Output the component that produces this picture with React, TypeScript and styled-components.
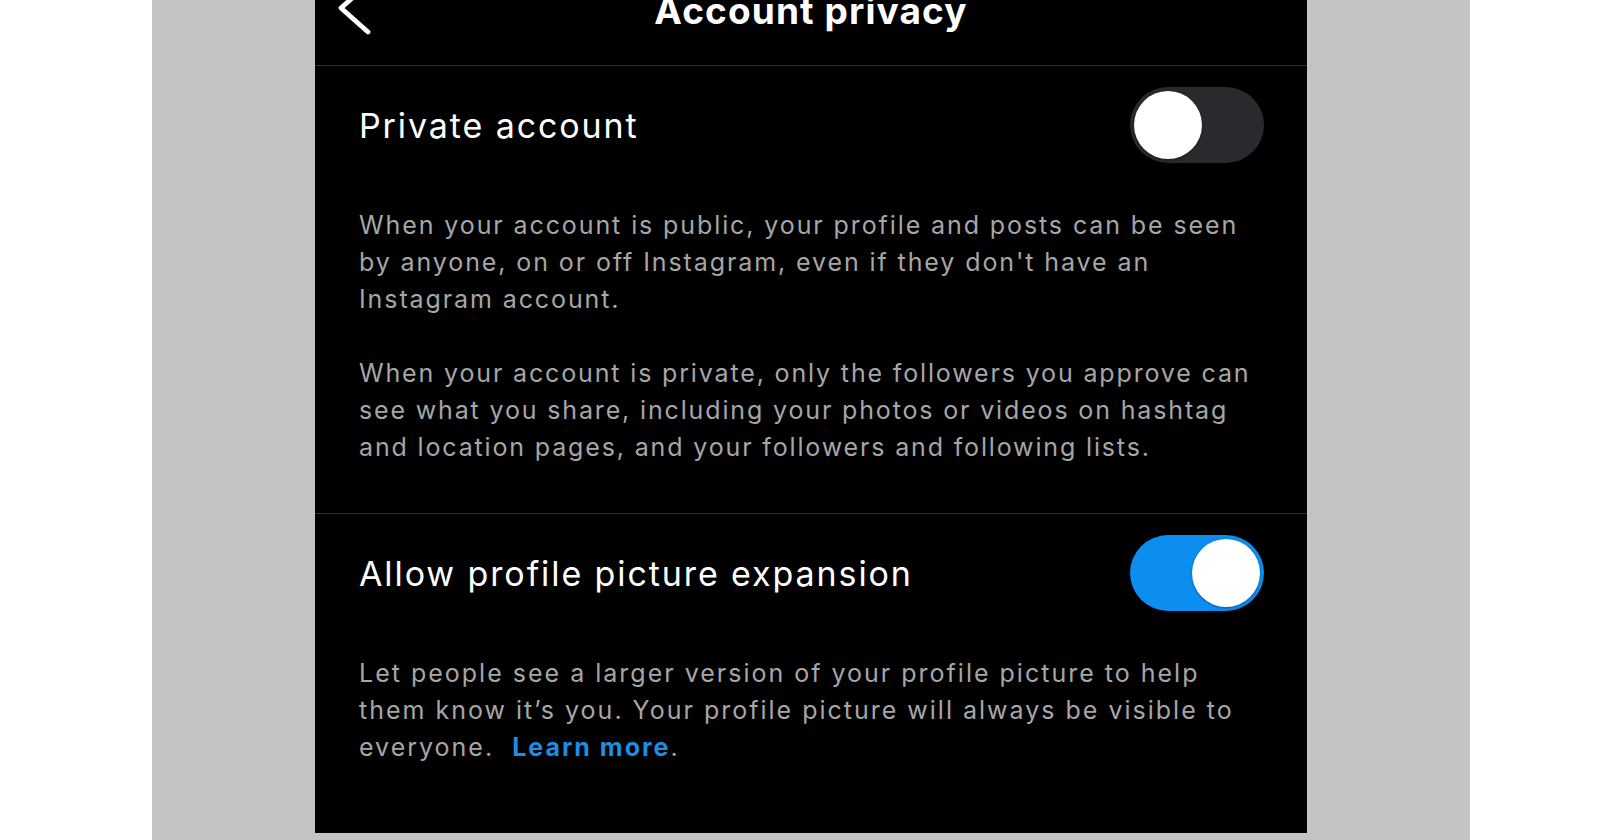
import styled, { createGlobalStyle } from 'styled-components'

const GlobalStyle = createGlobalStyle`
  html, body {
    margin: 0;
    padding: 0;
    background: #ffffff;
  }
  body {
    font-family: Inter, "Noto Sans", "Liberation Sans", sans-serif;
    -webkit-font-smoothing: antialiased;
  }
`

const Page = styled.div`
  display: flex;
  height: 840px;
  padding-left: 152px;
  overflow: hidden;
`

const Backdrop = styled.div`
  display: flex;
  justify-content: center;
  width: 1318px;
  height: 840px;
  background: #c4c4c4;
`

const Phone = styled.div`
  display: flex;
  flex-direction: column;
  width: 992px;
  height: 833px;
  background: #000000;
  overflow: hidden;
`

const Header = styled.header`
  display: grid;
  grid-template-columns: 1fr auto 1fr;
  align-items: start;
  height: 65px;
  border-bottom: 1px solid #2e2e2e;
  overflow: hidden;
`

const BackButton = styled.svg`
  margin-top: -20px;
  margin-left: 19px;
`

const Title = styled.h1`
  margin: -9px 0 0;
  font-size: 37px;
  line-height: 40px;
  font-weight: 700;
  color: #ffffff;
  letter-spacing: 1.1px;
`

const Section = styled.section<{ $divider?: boolean }>`
  display: flex;
  flex-direction: column;
  padding: 21px 43px 47px 44px;
  border-bottom: ${p => (p.$divider ? '1px solid #2e2e2e' : 'none')};
`

const Row = styled.div`
  display: flex;
  align-items: center;
  justify-content: space-between;
`

const Label = styled.span`
  font-size: 34px;
  color: #ffffff;
  letter-spacing: 1.9px;
`

const Toggle = styled.button<{ $on?: boolean }>`
  display: flex;
  justify-content: ${p => (p.$on ? 'flex-end' : 'flex-start')};
  align-items: center;
  width: 134px;
  height: 76px;
  padding: 4px;
  border: none;
  border-radius: 38px;
  background: ${p => (p.$on ? '#0b8ef0' : '#2a2a2e')};
  cursor: pointer;
`

const Knob = styled.span`
  width: 68px;
  height: 68px;
  border-radius: 50%;
  background: #ffffff;
  box-shadow: 0 1px 3px rgba(0, 0, 0, 0.35);
`

const Description = styled.div`
  display: flex;
  flex-direction: column;
  gap: 37px;
  margin-top: 44px;
`

const Paragraph = styled.p<{ $tracking: number }>`
  margin: 0;
  font-size: 25px;
  line-height: 37px;
  color: #a6a6a6;
  letter-spacing: ${p => p.$tracking}px;
`

const Link = styled.a`
  color: #1d8de6;
  font-weight: 700;
  text-decoration: none;
`

function Switch({ on }: { on?: boolean }) {
  return (
    <Toggle $on={on} role="switch" aria-checked={!!on}>
      <Knob />
    </Toggle>
  )
}

export default function App() {
  return (
    <>
      <GlobalStyle />
      <Page>
        <Backdrop>
          <Phone>
            <Header>
              <BackButton width="40" height="60" viewBox="0 0 40 60">
                <path
                  d="M34 4 L7 28 L34 52"
                  fill="none"
                  stroke="#ffffff"
                  strokeWidth="4.8"
                  strokeLinecap="round"
                  strokeLinejoin="round"
                />
              </BackButton>
              <Title>Account privacy</Title>
              <span />
            </Header>

            <Section $divider>
              <Row>
                <Label>Private account</Label>
                <Switch />
              </Row>
              <Description>
                <Paragraph $tracking={1.9}>
                  When your account is public, your profile and posts can be seen by anyone, on or off
                  Instagram, even if they don't have an Instagram account.
                </Paragraph>
                <Paragraph $tracking={1.85}>
                  When your account is private, only the followers you approve can see what you share,
                  including your photos or videos on hashtag and location pages, and your followers and
                  following lists.
                </Paragraph>
              </Description>
            </Section>

            <Section>
              <Row>
                <Label>Allow profile picture expansion</Label>
                <Switch on />
              </Row>
              <Description>
                <Paragraph $tracking={2}>
                  Let people see a larger version of your profile picture to help them know it’s you. Your
                  profile picture will always be visible to everyone.&nbsp; <Link href="#">Learn more</Link>.
                </Paragraph>
              </Description>
            </Section>
          </Phone>
        </Backdrop>
      </Page>
    </>
  )
}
= = =
_TASK DETAILS_:
Extract the full listing above verbatim; pictures are to be left out of the copy.

_THE SOLUTION_:
Output the component that produces this picture with React, TypeScript and styled-components.
import styled, { createGlobalStyle } from 'styled-components'

const GlobalStyle = createGlobalStyle`
  html, body {
    margin: 0;
    padding: 0;
    background: #ffffff;
  }
  body {
    font-family: Inter, "Noto Sans", "Liberation Sans", sans-serif;
    -webkit-font-smoothing: antialiased;
  }
`

const Page = styled.div`
  display: flex;
  height: 840px;
  padding-left: 152px;
  overflow: hidden;
`

const Backdrop = styled.div`
  display: flex;
  justify-content: center;
  width: 1318px;
  height: 840px;
  background: #c4c4c4;
`

const Phone = styled.div`
  display: flex;
  flex-direction: column;
  width: 992px;
  height: 833px;
  background: #000000;
  overflow: hidden;
`

const Header = styled.header`
  display: grid;
  grid-template-columns: 1fr auto 1fr;
  align-items: start;
  height: 65px;
  border-bottom: 1px solid #2e2e2e;
  overflow: hidden;
`

const BackButton = styled.svg`
  margin-top: -20px;
  margin-left: 19px;
`

const Title = styled.h1`
  margin: -9px 0 0;
  font-size: 37px;
  line-height: 40px;
  font-weight: 700;
  color: #ffffff;
  letter-spacing: 1.1px;
`

const Section = styled.section<{ $divider?: boolean }>`
  display: flex;
  flex-direction: column;
  padding: 21px 43px 47px 44px;
  border-bottom: ${p => (p.$divider ? '1px solid #2e2e2e' : 'none')};
`

const Row = styled.div`
  display: flex;
  align-items: center;
  justify-content: space-between;
`

const Label = styled.span`
  font-size: 34px;
  color: #ffffff;
  letter-spacing: 1.9px;
`

const Toggle = styled.button<{ $on?: boolean }>`
  display: flex;
  justify-content: ${p => (p.$on ? 'flex-end' : 'flex-start')};
  align-items: center;
  width: 134px;
  height: 76px;
  padding: 4px;
  border: none;
  border-radius: 38px;
  background: ${p => (p.$on ? '#0b8ef0' : '#2a2a2e')};
  cursor: pointer;
`

const Knob = styled.span`
  width: 68px;
  height: 68px;
  border-radius: 50%;
  background: #ffffff;
  box-shadow: 0 1px 3px rgba(0, 0, 0, 0.35);
`

const Description = styled.div`
  display: flex;
  flex-direction: column;
  gap: 37px;
  margin-top: 44px;
`

const Paragraph = styled.p<{ $tracking: number }>`
  margin: 0;
  font-size: 25px;
  line-height: 37px;
  color: #a6a6a6;
  letter-spacing: ${p => p.$tracking}px;
`

const Link = styled.a`
  color: #1d8de6;
  font-weight: 700;
  text-decoration: none;
`

function Switch({ on }: { on?: boolean }) {
  return (
    <Toggle $on={on} role="switch" aria-checked={!!on}>
      <Knob />
    </Toggle>
  )
}

export default function App() {
  return (
    <>
      <GlobalStyle />
      <Page>
        <Backdrop>
          <Phone>
            <Header>
              <BackButton width="40" height="60" viewBox="0 0 40 60">
                <path
                  d="M34 4 L7 28 L34 52"
                  fill="none"
                  stroke="#ffffff"
                  strokeWidth="4.8"
                  strokeLinecap="round"
                  strokeLinejoin="round"
                />
              </BackButton>
              <Title>Account privacy</Title>
              <span />
            </Header>

            <Section $divider>
              <Row>
                <Label>Private account</Label>
                <Switch />
              </Row>
              <Description>
                <Paragraph $tracking={1.9}>
                  When your account is public, your profile and posts can be seen by anyone, on or off
                  Instagram, even if they don't have an Instagram account.
                </Paragraph>
                <Paragraph $tracking={1.85}>
                  When your account is private, only the followers you approve can see what you share,
                  including your photos or videos on hashtag and location pages, and your followers and
                  following lists.
                </Paragraph>
              </Description>
            </Section>

            <Section>
              <Row>
                <Label>Allow profile picture expansion</Label>
                <Switch on />
              </Row>
              <Description>
                <Paragraph $tracking={2}>
                  Let people see a larger version of your profile picture to help them know it’s you. Your
                  profile picture will always be visible to everyone.&nbsp; <Link href="#">Learn more</Link>.
                </Paragraph>
              </Description>
            </Section>
          </Phone>
        </Backdrop>
      </Page>
    </>
  )
}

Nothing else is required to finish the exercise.